5. The Codependency Recovery Plan: A Five-Step Guide to Understand, Accept, and Break Free from the Codependent Cycle by Krystal Mazzola
The Codependency Recovery Plan is a good option if you prefer step-by-step instructions for doing something. As the title suggests, it outlines a five-step plan to teach self-care and boundaries. The steps can help restore your self-esteem and confidence, which, in turn, can solve so many issues besides codependency.
Each chapter comes with exercises that allow you to self-reflect and ensure that you’re applying what you’re learning. It’s one of the more recent publications, so it’s based on even more research on codependency done in the last two decades.
Women Who Love Too Much targets women in codependent relationships who are often under the impression that their partner and relationship can improve if they just keep loving them. The author Robin Norwood, a celebrated marriage counselor, provides a reality check for women who frequently find themselves in hurtful relationships.
While Norwood provides beneficial advice for women, she also explains why women often fall prey to toxic and draining relationships with men. She discusses the addictive nature of codependent relations with not-so-nice guys.
Therapist, social worker, and author Nedra Glover Tawwab discusses the most important tool for overcoming codependence: boundaries. In her book, Set Boundaries, Find Peace, she teaches how to form personal boundaries, regardless of the kind or nature of the relationship. As codependent relations can exist between family members and friends, too, this guide can be helpful for individuals who find themselves exploited by others close to them.
In addition to setting boundaries for yourself, the book also talks about respecting other people’s boundaries. She also gives personal accounts, passionately explaining how a lack of boundaries created havoc in her world.
If you’re a parent and suspect that you have a codependent relationship with your child, this book is for you. The Co-dependent Parent doesn’t just help you recognize a conscious or subconscious dependency on your child, it also gets to the root cause of it. The author Barbara Becnel talks about how getting raised in a codependent environment increases the chances of parents mimicking the same behavior with their children.
It’s a great resource for parents who have the tendency to control their children and pressure them into achieving their ideals of success. There are helpful lessons on how to alter your behavior and give your child the love and support they deserve.
Codependency is typically the result of insecure attachment styles formed during childhood due to codependent parents. Children of codependent parents are likely to be codependent in their adult relationships.

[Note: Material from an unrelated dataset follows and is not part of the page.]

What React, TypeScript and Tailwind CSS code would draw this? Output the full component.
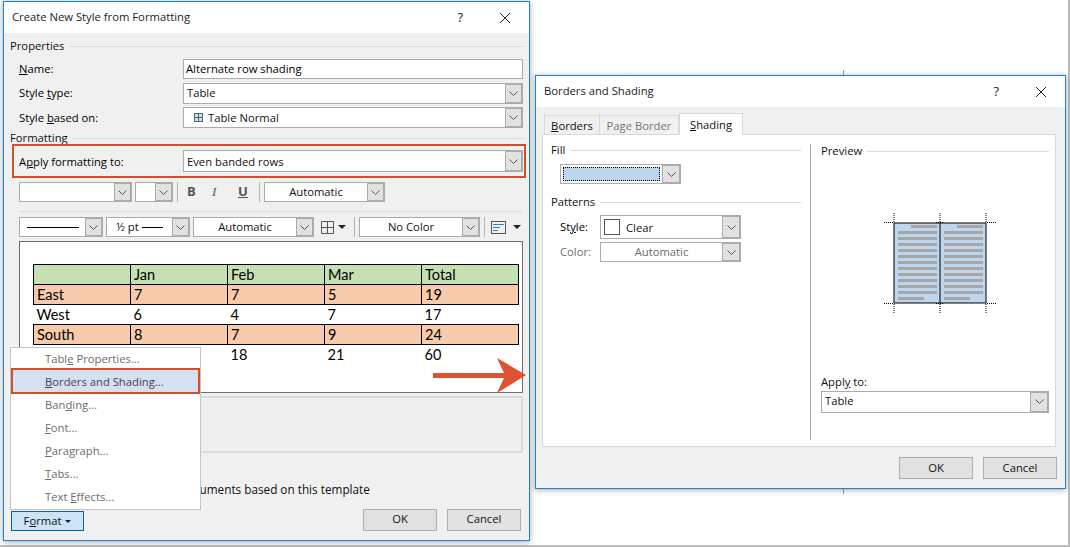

In this book, Inner Bonding, author Margaret Paul takes the reader on a path of healing their inner child. The book focuses on healing wounds of the past and, through that, mending today’s relationships. This book is a must-read if you believe you’re codependent because of how you were raised.
Developed by the organization Codependents Anonymous (CoDA), Codependents Anonymous follows a similar path as the 12-step program used for alcohol and substance addiction. It’s not just a guide for addressing and coping with codependency; it also contains accounts and stories of people who have been through what you may be going through. Although published in the 90s, the tools provided can even work in the age of relationships heavily influenced by digital media.
Begin Your Journey to End Codependency
Understand that codependency is a learned behavior; anything learned can be unlearned. Recognizing and accepting that you’re codependent is the first step, arguably a big first step. You can now begin your journey of healing and overcoming codependency.
Using a book with practical, tested tools can help you gain that independence you deserve and establish healthy boundaries for all your relationships.
Speak with a therapist about your codependent tendencies and unhealthy relationship if necessary. A therapist can also provide the tools and conduct exercises that will help you recognize your worth and where to draw the line.